Last month, Brazil announced a $66 billion stimulus to improve infrastructure and stoke investment. [Brazil ETFs Strengthen on Stimulus Measures]
The economy has slowed, which is reflected in the poor performance of iShares MSCI Brazil (NYSEArca: EWZ), which is down about 3% year to date and holds $10.2 billion in assets.
Still, some high-profile investors such as George Soros and Ray Dalio are bullish on the long-term outlook for Brazil.
Dalio, head of hedge fund firm Bridgewater Associates, added over $100 million to the Brazil ETF in the second quarter, his largest purchase, according to The Motley Fool.
“Like so many other countries around the world, Brazil is experiencing declining economic growth. But when investors like Dalio are going in, others should follow,” Jonathan Yates wrote in the article.

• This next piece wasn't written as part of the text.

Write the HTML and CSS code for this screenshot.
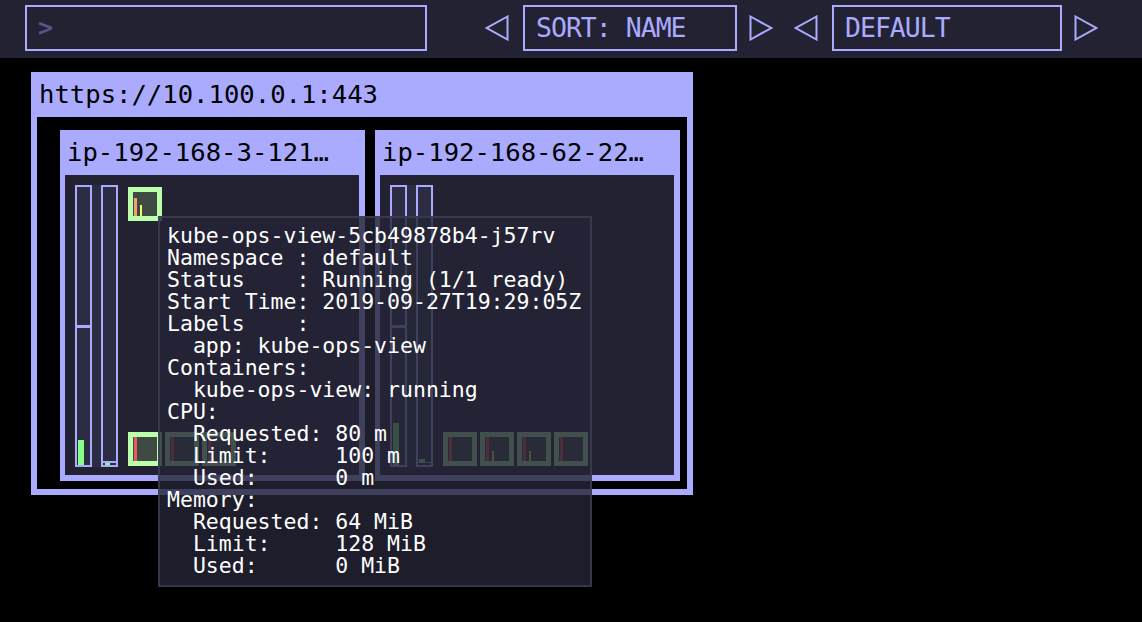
FILE: index.html
```html
<!DOCTYPE html>
<html>
<head>
<meta charset="utf-8">
<title>Kubernetes Operational View</title>
<link rel="stylesheet" href="styles.css">
</head>
<body>
<header class="topbar">
  <div class="search"><span class="prompt">&gt;</span></div>
  <div class="picker picker-sort">
    <svg class="tri" viewBox="0 0 24 26"><polygon points="22.5,1.5 1.8,13 22.5,24.5"/></svg>
    <div class="select sort">SORT: NAME</div>
    <svg class="tri" viewBox="0 0 24 26"><polygon points="1.5,1.5 22.2,13 1.5,24.5"/></svg>
  </div>
  <div class="picker picker-ns">
    <svg class="tri" viewBox="0 0 24 26"><polygon points="22.5,1.5 1.8,13 22.5,24.5"/></svg>
    <div class="select ns">DEFAULT</div>
    <svg class="tri" viewBox="0 0 24 26"><polygon points="1.5,1.5 22.2,13 1.5,24.5"/></svg>
  </div>
</header>

<section class="cluster">
  <div class="cluster-title">https://10.100.0.1:443</div>
  <div class="cluster-body">
    <div class="node">
      <div class="node-title">ip-192-168-3-121…</div>
      <div class="node-body">
        <div class="bars">
          <div class="bar">
            <div class="bar-req" style="top:138px"></div>
            <div class="bar-use" style="height:25px"></div>
          </div>
          <div class="bar">
            <div class="bar-req" style="top:274px;height:2px"></div>
            <div class="bar-use" style="height:2px;width:5px;left:2px"></div>
          </div>
        </div>
        <div class="pods">
          <div class="pod-row">
            <div class="pod"><span class="cpu" style="height:18px"></span><span class="mem" style="height:11px"></span></div>
          </div>
          <div class="pod-row">
            <div class="pod"><span class="cpu red" style="height:24px"></span></div>
            <div class="pod"><span class="cpu red" style="height:24px"></span></div>
            <div class="pod"><span class="cpu red" style="height:24px"></span></div>
          </div>
        </div>
      </div>
    </div>
    <div class="node">
      <div class="node-title">ip-192-168-62-22…</div>
      <div class="node-body">
        <div class="bars">
          <div class="bar">
            <div class="bar-req" style="top:138px"></div>
            <div class="bar-use" style="height:42px"></div>
          </div>
          <div class="bar">
            <div class="bar-req" style="top:275px;height:1px"></div>
            <div class="bar-use" style="height:4px;bottom:2px;width:6px"></div>
          </div>
        </div>
        <div class="pods">
          <div class="pod-row"></div>
          <div class="pod-row">
            <div class="pod"><span class="cpu red" style="height:24px"></span></div>
            <div class="pod"><span class="cpu red" style="height:24px"></span><span class="mem" style="height:10px"></span></div>
            <div class="pod"><span class="cpu red" style="height:24px"></span><span class="mem" style="height:10px"></span></div>
            <div class="pod"><span class="cpu red" style="height:24px"></span></div>
          </div>
        </div>
      </div>
    </div>
  </div>
</section>

<pre class="tooltip">kube-ops-view-5cb49878b4-j57rv
Namespace : default
Status    : Running (1/1 ready)
Start Time: 2019-09-27T19:29:05Z
Labels    :
  app: kube-ops-view
Containers:
  kube-ops-view: running
CPU:
  Requested: 80 m
  Limit:     100 m
  Used:      0 m
Memory:
  Requested: 64 MiB
  Limit:     128 MiB
  Used:      0 MiB</pre>
</body>
</html>
```
FILE: styles.css
```css
* { box-sizing: border-box; }

body {
  margin: 0;
  background: #000;
  font-family: "DejaVu Sans Mono", monospace;
  width: 1142px;
  height: 622px;
  overflow: hidden;
  position: relative;
}

.topbar {
  height: 58px;
  background: #222233;
  display: flex;
  align-items: center;
  padding: 5px 0 7px 25px;
}

.search {
  width: 402px;
  height: 46px;
  border: 2px solid #aaaaff;
  padding-left: 11px;
  line-height: 42px;
}

.prompt {
  color: #555588;
  font-size: 25px;
  font-weight: bold;
}

.picker {
  display: flex;
  align-items: center;
}

.picker-sort { margin-left: 58px; }
.picker-ns { margin-left: 21px; }

.tri {
  width: 24px;
  height: 26px;
  flex: none;
}

.tri polygon {
  fill: none;
  stroke: #aaaaff;
  stroke-width: 2;
}

.select {
  height: 46px;
  margin: 0 12px 0 14px;
  border: 2px solid #aaaaff;
  color: #aaaaff;
  font-size: 26.5px;
  letter-spacing: -1px;
  line-height: 42px;
  padding-left: 11px;
  white-space: nowrap;
}

.sort { width: 214px; }
.ns { width: 230px; }

.cluster {
  margin: 14px 0 0 31px;
  width: 662px;
  background: #aaaaff;
  padding: 0 6px 6px;
}

.cluster-title {
  height: 45px;
  line-height: 45px;
  font-size: 25.6px;
  color: #000;
  padding-left: 2px;
  white-space: nowrap;
}

.cluster-body {
  background: #000;
  display: flex;
  gap: 10px;
  padding: 13px 0 8px 23px;
}

.node {
  width: 305px;
  background: #aaaaff;
  padding: 0 6px 6px 5px;
}

.node-title {
  height: 45px;
  line-height: 45px;
  font-size: 25.6px;
  color: #000;
  padding-left: 2px;
  white-space: nowrap;
  overflow: hidden;
}

.node-body {
  height: 300px;
  background: #222233;
  display: flex;
  padding: 10px 0 0 10px;
}

.bars {
  display: flex;
  gap: 9px;
  height: 282px;
  background: #2c2d43;
  flex: none;
}

.bar {
  width: 17px;
  height: 282px;
  border: 2px solid #aaaaff;
  position: relative;
  background: #2c2d43;
}

.bar-req {
  position: absolute;
  left: 0;
  right: 0;
  height: 3px;
  background: #aaaaff;
}

.bar-use {
  position: absolute;
  bottom: 0;
  left: 1px;
  width: 6px;
  background: #88ff88;
}

.pods {
  margin: 2px 0 0 10px;
  height: 279px;
  display: flex;
  flex-direction: column;
  justify-content: space-between;
}

.pod-row {
  display: flex;
  gap: 3px;
  height: 34px;
}

.pod {
  width: 34px;
  height: 34px;
  border: 5px solid #bbffaa;
  background: #3f4a44;
  display: flex;
  align-items: flex-end;
  gap: 3px;
  padding-left: 1px;
}

.cpu {
  width: 3px;
  background: #f5a070;
}

.cpu.red { background: #e85a5a; }

.mem {
  width: 2px;
  background: #eeff66;
}

.tooltip {
  position: absolute;
  left: 158px;
  top: 216px;
  width: 434px;
  height: 371px;
  margin: 0;
  background: rgba(36, 36, 54, 0.8);
  border: 2px solid rgba(62, 62, 84, 0.8);
  padding: 7px 0 0 7px;
  color: #ffffff;
  font-family: "DejaVu Sans Mono", monospace;
  font-size: 21.5px;
  line-height: 22px;
  white-space: pre;
}
```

In a recent speech to a gathering of bankers in San Paulo, former president Bill Clinton said, “If I were just sitting in a room betting on the future of rising countries, I’d bet on Brazil first,” according to the report. [ETF Chart of the Day: Brazil]
Small-caps on fire
One bullish signal is that Brazil small-cap ETFs are outperforming in 2012. For example, Market Vectors Brazil Small-Cap (NYSEArca: BRF) and iShares MSCI Brazil Small Cap (NYSEArca: EWZS) are up 11.6% and 19.3%, respectively, year to date.

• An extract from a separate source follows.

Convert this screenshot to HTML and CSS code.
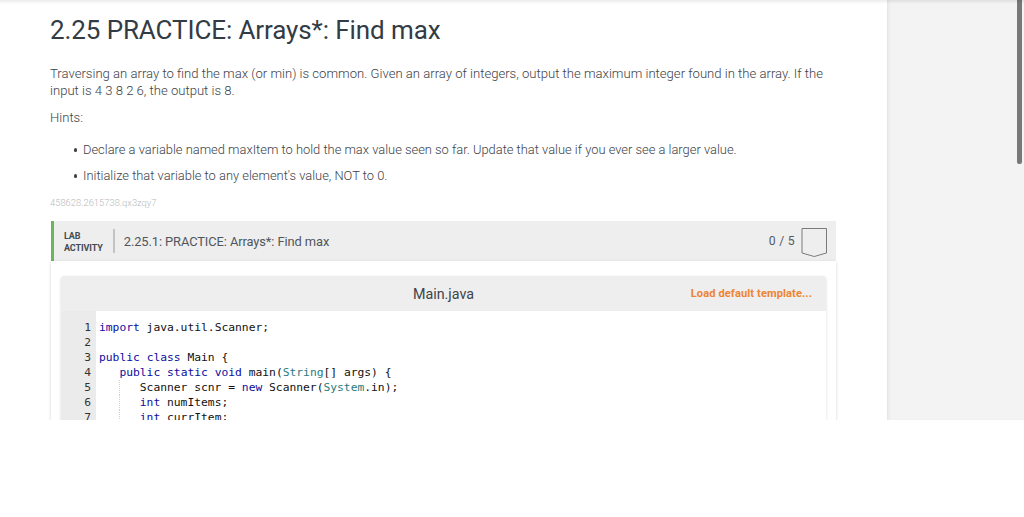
FILE: index.html
```html
<!DOCTYPE html>
<html>
<head>
<meta charset="utf-8">
<link rel="stylesheet" href="styles.css">
</head>
<body>
<div class="viewport">
  <main class="content">
    <h1 class="title">2.25 PRACTICE: Arrays*: Find max</h1>
    <p class="text">Traversing an array to find the max (or min) is common. Given an array of integers, output the maximum integer found in the array. If the input is 4 3 8 2 6, the output is 8.</p>
    <p class="text hints">Hints:</p>
    <ul class="hint-list">
      <li>Declare a variable named maxItem to hold the max value seen so far. Update that value if you ever see a larger value.</li>
      <li>Initialize that variable to any element's value, NOT to 0.</li>
    </ul>
    <div class="ref-id">458628.2615738.qx3zqy7</div>
    <section class="lab">
      <div class="lab-header">
        <div class="lab-label">LAB<br>ACTIVITY</div>
        <div class="lab-divider"></div>
        <div class="lab-title">2.25.1: PRACTICE: Arrays*: Find max</div>
        <div class="lab-score">0 / 5</div>
        <svg class="lab-badge" width="27" height="31" viewBox="0 0 27 31"><path d="M1 1.5 H25.5 V26 L13.25 29.5 L1 26 Z" fill="none" stroke="#7a7a7a" stroke-width="1"/></svg>
      </div>
      <div class="lab-body">
        <div class="editor">
          <div class="editor-header">
            <span class="file-name">Main.java</span>
            <span class="load-template">Load default template...</span>
          </div>
          <div class="code">
            <div class="gutter">
              <div>1</div><div>2</div><div>3</div><div>4</div><div>5</div><div>6</div><div>7</div>
            </div>
            <div class="lines">
              <div class="ln"><span class="kw">import</span> java.util.Scanner;</div>
              <div class="ln"> </div>
              <div class="ln"><span class="kw">public</span> <span class="kw">class</span> Main {</div>
              <div class="ln">   <span class="kw">public</span> <span class="kw">static</span> <span class="kw">void</span> main(<span class="ty">String</span>[] args) {</div>
              <div class="ln ind"><span class="guide"></span>      Scanner scnr = <span class="kw">new</span> Scanner(<span class="ty">System</span>.in);</div>
              <div class="ln ind"><span class="guide"></span>      <span class="kw">int</span> numItems;</div>
              <div class="ln ind"><span class="guide"></span>      <span class="kw">int</span> currItem;</div>
            </div>
          </div>
        </div>
      </div>
    </section>
  </main>
  <aside class="side">
    <div class="scrollbar"></div>
  </aside>
</div>
</body>
</html>
```

FILE: styles.css
```css
* { box-sizing: border-box; }
html, body { margin: 0; padding: 0; background: #fff; }
body { font-family: Roboto, "Noto Sans", Arial, sans-serif; }

.viewport {
  height: 420px;
  overflow: hidden;
  display: flex;
  position: relative;
}
.viewport::before {
  content: "";
  position: absolute;
  left: 0; right: 0; top: 0;
  height: 4px;
  background: linear-gradient(rgba(0,0,0,0.08), rgba(0,0,0,0));
  z-index: 2;
}

.content {
  width: 887px;
  flex: none;
  padding: 15px 51px 0 50px;
  overflow: hidden;
}

.title {
  margin: 0;
  font-size: 26px;
  line-height: 30px;
  font-weight: 400;
  color: #333b44;
  letter-spacing: -0.1px;
}

.text {
  margin: 20px 0 0;
  font-size: 13.1px;
  line-height: 17px;
  font-weight: 300;
  color: #3d4247;
}
.hints { margin-top: 10px; }

.hint-list {
  margin: 15px 0 0;
  padding: 0 0 0 33px;
  list-style: none;
  font-size: 12.9px;
  line-height: 17px;
  font-weight: 300;
  color: #3d4247;
}
.hint-list li { position: relative; }
.hint-list li::before {
  content: "";
  position: absolute;
  left: -9.5px;
  top: 7px;
  width: 3.5px;
  height: 3.5px;
  border-radius: 50%;
  background: #3d4247;
}
.hint-list li + li { margin-top: 9px; }

.ref-id {
  margin-top: 14px;
  font-size: 9.4px;
  line-height: 10px;
  color: #b9b9b9;
  font-weight: 300;
}

.lab { margin-top: 13px; margin-left: 1px; }

.lab-header {
  height: 40px;
  background: #eeeeee;
  border-left: 3px solid #6cb55a;
  display: flex;
  align-items: center;
  padding: 0 8px 0 10px;
}
.lab-label {
  font-size: 9px;
  line-height: 12px;
  font-weight: 700;
  color: #444a50;
  padding-top: 1px;
  letter-spacing: -0.1px;
}
.lab-divider {
  width: 2px;
  height: 24px;
  background: #c4c4c4;
  margin: 0 9px 0 10px;
}
.lab-title {
  flex: 1;
  font-size: 12.9px;
  color: #50565c;
  font-weight: 400;
  letter-spacing: -0.1px;
}
.lab-score {
  font-size: 12.2px;
  color: #555b61;
  margin-right: 6px;
  letter-spacing: 0.3px;
}
.lab-badge { display: block; margin-top: 2px; }

.lab-body {
  background: #fff;
  padding: 15px 10px 0;
  box-shadow: 0 1px 3px rgba(0,0,0,0.18);
  height: 200px;
}

.editor {
  box-shadow: 0 1px 3px rgba(0,0,0,0.15);
  border-radius: 3px 3px 0 0;
  overflow: hidden;
  height: 200px;
}
.editor-header {
  height: 35px;
  background: #eeeeee;
  display: flex;
  align-items: center;
  justify-content: center;
  position: relative;
}
.file-name {
  font-size: 14.3px;
  color: #3f4449;
}
.load-template {
  position: absolute;
  right: 14px;
  top: 11px;
  font-size: 11.1px;
  font-weight: 700;
  color: #ec8433;
  letter-spacing: 0.1px;
}

.code {
  display: flex;
  font-family: "DejaVu Sans Mono", "Liberation Mono", monospace;
  font-size: 11.3px;
  line-height: 15px;
  color: #111;
  background: #fff;
  height: 200px;
}
.gutter {
  width: 35px;
  background: #ebebeb;
  text-align: right;
  padding: 9px 5px 0 0;
  color: #333;
}
.lines {
  padding: 9px 0 0 3px;
}
.ln { white-space: pre; height: 15px; }
.kw { color: #0d0d9e; }
.ty { color: #2a7c80; }
.ind { position: relative; }
.guide {
  position: absolute;
  left: 20px;
  top: 0;
  bottom: 0;
  border-left: 1px dotted #d0d0d0;
}

.side {
  flex: 1;
  background: #f3f3f3;
  border-left: 1px solid #e6e6e6;
  box-shadow: inset 2px 0 2px rgba(0,0,0,0.03);
  position: relative;
}
.scrollbar {
  position: absolute;
  right: 2px;
  top: 0;
  width: 5px;
  height: 164px;
  background: #787878;
  border-radius: 0 0 2px 2px;
}
```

In fact, Brazilian small-cap stocks have risen to their most expensive level in three years versus large-cap shares, Bloomberg reports.
Brazil is one of the so-called BRIC countries along with Russia, India and China.

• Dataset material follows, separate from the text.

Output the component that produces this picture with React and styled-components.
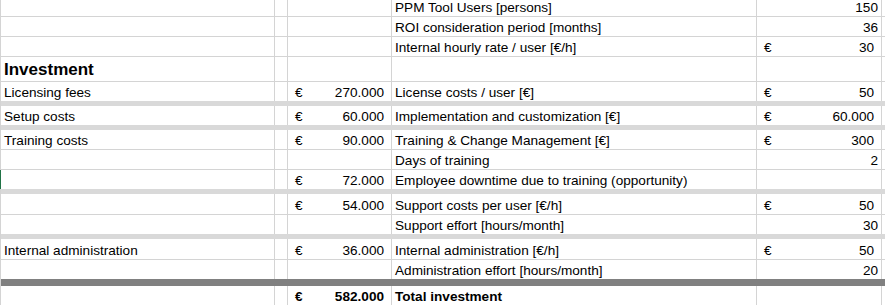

Jim O’Neill at Goldman Sachs, who coined the term BRICs, is upbeat on Brazil’s economic growth potential.
“For starters, he thinks the steps Brazil is taking to jumpstart its economy–from lowering energy costs and improving the tax environment–justifies ignoring the country’s recent economic slowdown. O’Neill doesn’t think the slowdown will last long and thinks the country can grow by 4-5%,” Barron’s reports.
“As often with Brazil, the mood has swung too far to the other side of reality…Within a few months, that mood will be back,” O’Neill wrote in a note.
Brazil will host the 2014 World Cup and 2016 Summer Olympics.